"""

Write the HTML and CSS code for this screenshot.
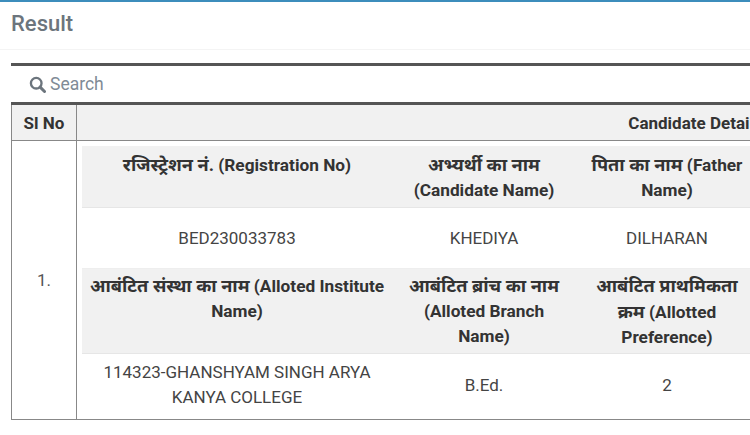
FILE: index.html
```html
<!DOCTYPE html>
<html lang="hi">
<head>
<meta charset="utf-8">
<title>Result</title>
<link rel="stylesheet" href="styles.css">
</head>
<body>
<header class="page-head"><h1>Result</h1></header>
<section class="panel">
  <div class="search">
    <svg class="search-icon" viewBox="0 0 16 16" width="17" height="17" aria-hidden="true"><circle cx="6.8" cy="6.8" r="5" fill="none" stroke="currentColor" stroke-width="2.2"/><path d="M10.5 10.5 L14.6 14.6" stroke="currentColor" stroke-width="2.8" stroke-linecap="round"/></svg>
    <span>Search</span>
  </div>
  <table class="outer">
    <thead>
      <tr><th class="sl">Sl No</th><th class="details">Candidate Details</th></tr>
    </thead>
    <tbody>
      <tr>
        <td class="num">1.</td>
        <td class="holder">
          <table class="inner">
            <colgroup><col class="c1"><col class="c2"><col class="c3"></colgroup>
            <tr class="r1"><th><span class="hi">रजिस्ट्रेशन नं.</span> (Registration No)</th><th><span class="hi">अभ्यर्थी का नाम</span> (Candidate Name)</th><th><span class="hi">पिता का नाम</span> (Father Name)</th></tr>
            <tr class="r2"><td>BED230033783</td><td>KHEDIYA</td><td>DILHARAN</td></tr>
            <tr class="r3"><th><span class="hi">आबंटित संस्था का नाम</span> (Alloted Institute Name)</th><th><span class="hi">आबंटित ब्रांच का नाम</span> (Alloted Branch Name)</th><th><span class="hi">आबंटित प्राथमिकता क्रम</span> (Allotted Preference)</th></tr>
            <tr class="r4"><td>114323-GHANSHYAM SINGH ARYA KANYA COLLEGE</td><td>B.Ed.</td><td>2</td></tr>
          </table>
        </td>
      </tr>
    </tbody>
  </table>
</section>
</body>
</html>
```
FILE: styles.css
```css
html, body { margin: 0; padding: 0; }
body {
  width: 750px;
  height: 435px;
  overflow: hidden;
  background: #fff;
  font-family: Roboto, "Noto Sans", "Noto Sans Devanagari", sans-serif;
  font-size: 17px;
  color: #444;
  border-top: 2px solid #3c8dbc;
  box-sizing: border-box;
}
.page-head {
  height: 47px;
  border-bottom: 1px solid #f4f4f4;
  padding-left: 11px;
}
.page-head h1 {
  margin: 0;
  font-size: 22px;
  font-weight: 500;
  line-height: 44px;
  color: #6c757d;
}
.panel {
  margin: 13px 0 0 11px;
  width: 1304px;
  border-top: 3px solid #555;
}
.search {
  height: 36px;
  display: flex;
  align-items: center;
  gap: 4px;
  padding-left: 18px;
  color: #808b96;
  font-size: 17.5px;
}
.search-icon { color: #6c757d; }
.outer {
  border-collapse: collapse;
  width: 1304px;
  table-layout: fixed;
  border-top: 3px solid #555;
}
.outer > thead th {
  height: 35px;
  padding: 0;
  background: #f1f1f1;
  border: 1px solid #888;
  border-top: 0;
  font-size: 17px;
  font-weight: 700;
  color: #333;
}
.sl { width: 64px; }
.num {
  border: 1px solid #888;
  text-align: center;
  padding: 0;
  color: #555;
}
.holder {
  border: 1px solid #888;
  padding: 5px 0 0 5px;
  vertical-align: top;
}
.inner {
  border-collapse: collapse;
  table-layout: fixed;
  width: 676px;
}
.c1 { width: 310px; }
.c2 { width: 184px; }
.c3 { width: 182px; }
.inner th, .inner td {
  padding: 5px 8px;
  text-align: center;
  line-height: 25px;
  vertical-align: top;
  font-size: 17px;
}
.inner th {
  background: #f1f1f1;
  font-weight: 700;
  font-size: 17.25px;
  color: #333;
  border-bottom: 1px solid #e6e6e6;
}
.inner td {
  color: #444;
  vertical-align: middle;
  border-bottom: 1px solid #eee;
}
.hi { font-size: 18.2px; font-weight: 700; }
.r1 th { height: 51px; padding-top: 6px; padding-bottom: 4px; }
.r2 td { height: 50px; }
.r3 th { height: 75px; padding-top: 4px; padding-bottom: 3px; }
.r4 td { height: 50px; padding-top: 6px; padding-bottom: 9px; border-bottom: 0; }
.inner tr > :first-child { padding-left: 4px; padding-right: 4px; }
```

"""

PROBLEM TO SOLVE: Give back every line exactly as it stands, pictures excluded.

THE COMPLETED TASK:
Write the HTML and CSS code for this screenshot.
FILE: index.html
```html
<!DOCTYPE html>
<html lang="hi">
<head>
<meta charset="utf-8">
<title>Result</title>
<link rel="stylesheet" href="styles.css">
</head>
<body>
<header class="page-head"><h1>Result</h1></header>
<section class="panel">
  <div class="search">
    <svg class="search-icon" viewBox="0 0 16 16" width="17" height="17" aria-hidden="true"><circle cx="6.8" cy="6.8" r="5" fill="none" stroke="currentColor" stroke-width="2.2"/><path d="M10.5 10.5 L14.6 14.6" stroke="currentColor" stroke-width="2.8" stroke-linecap="round"/></svg>
    <span>Search</span>
  </div>
  <table class="outer">
    <thead>
      <tr><th class="sl">Sl No</th><th class="details">Candidate Details</th></tr>
    </thead>
    <tbody>
      <tr>
        <td class="num">1.</td>
        <td class="holder">
          <table class="inner">
            <colgroup><col class="c1"><col class="c2"><col class="c3"></colgroup>
            <tr class="r1"><th><span class="hi">रजिस्ट्रेशन नं.</span> (Registration No)</th><th><span class="hi">अभ्यर्थी का नाम</span> (Candidate Name)</th><th><span class="hi">पिता का नाम</span> (Father Name)</th></tr>
            <tr class="r2"><td>BED230033783</td><td>KHEDIYA</td><td>DILHARAN</td></tr>
            <tr class="r3"><th><span class="hi">आबंटित संस्था का नाम</span> (Alloted Institute Name)</th><th><span class="hi">आबंटित ब्रांच का नाम</span> (Alloted Branch Name)</th><th><span class="hi">आबंटित प्राथमिकता क्रम</span> (Allotted Preference)</th></tr>
            <tr class="r4"><td>114323-GHANSHYAM SINGH ARYA KANYA COLLEGE</td><td>B.Ed.</td><td>2</td></tr>
          </table>
        </td>
      </tr>
    </tbody>
  </table>
</section>
</body>
</html>
```
FILE: styles.css
```css
html, body { margin: 0; padding: 0; }
body {
  width: 750px;
  height: 435px;
  overflow: hidden;
  background: #fff;
  font-family: Roboto, "Noto Sans", "Noto Sans Devanagari", sans-serif;
  font-size: 17px;
  color: #444;
  border-top: 2px solid #3c8dbc;
  box-sizing: border-box;
}
.page-head {
  height: 47px;
  border-bottom: 1px solid #f4f4f4;
  padding-left: 11px;
}
.page-head h1 {
  margin: 0;
  font-size: 22px;
  font-weight: 500;
  line-height: 44px;
  color: #6c757d;
}
.panel {
  margin: 13px 0 0 11px;
  width: 1304px;
  border-top: 3px solid #555;
}
.search {
  height: 36px;
  display: flex;
  align-items: center;
  gap: 4px;
  padding-left: 18px;
  color: #808b96;
  font-size: 17.5px;
}
.search-icon { color: #6c757d; }
.outer {
  border-collapse: collapse;
  width: 1304px;
  table-layout: fixed;
  border-top: 3px solid #555;
}
.outer > thead th {
  height: 35px;
  padding: 0;
  background: #f1f1f1;
  border: 1px solid #888;
  border-top: 0;
  font-size: 17px;
  font-weight: 700;
  color: #333;
}
.sl { width: 64px; }
.num {
  border: 1px solid #888;
  text-align: center;
  padding: 0;
  color: #555;
}
.holder {
  border: 1px solid #888;
  padding: 5px 0 0 5px;
  vertical-align: top;
}
.inner {
  border-collapse: collapse;
  table-layout: fixed;
  width: 676px;
}
.c1 { width: 310px; }
.c2 { width: 184px; }
.c3 { width: 182px; }
.inner th, .inner td {
  padding: 5px 8px;
  text-align: center;
  line-height: 25px;
  vertical-align: top;
  font-size: 17px;
}
.inner th {
  background: #f1f1f1;
  font-weight: 700;
  font-size: 17.25px;
  color: #333;
  border-bottom: 1px solid #e6e6e6;
}
.inner td {
  color: #444;
  vertical-align: middle;
  border-bottom: 1px solid #eee;
}
.hi { font-size: 18.2px; font-weight: 700; }
.r1 th { height: 51px; padding-top: 6px; padding-bottom: 4px; }
.r2 td { height: 50px; }
.r3 th { height: 75px; padding-top: 4px; padding-bottom: 3px; }
.r4 td { height: 50px; padding-top: 6px; padding-bottom: 9px; border-bottom: 0; }
.inner tr > :first-child { padding-left: 4px; padding-right: 4px; }
```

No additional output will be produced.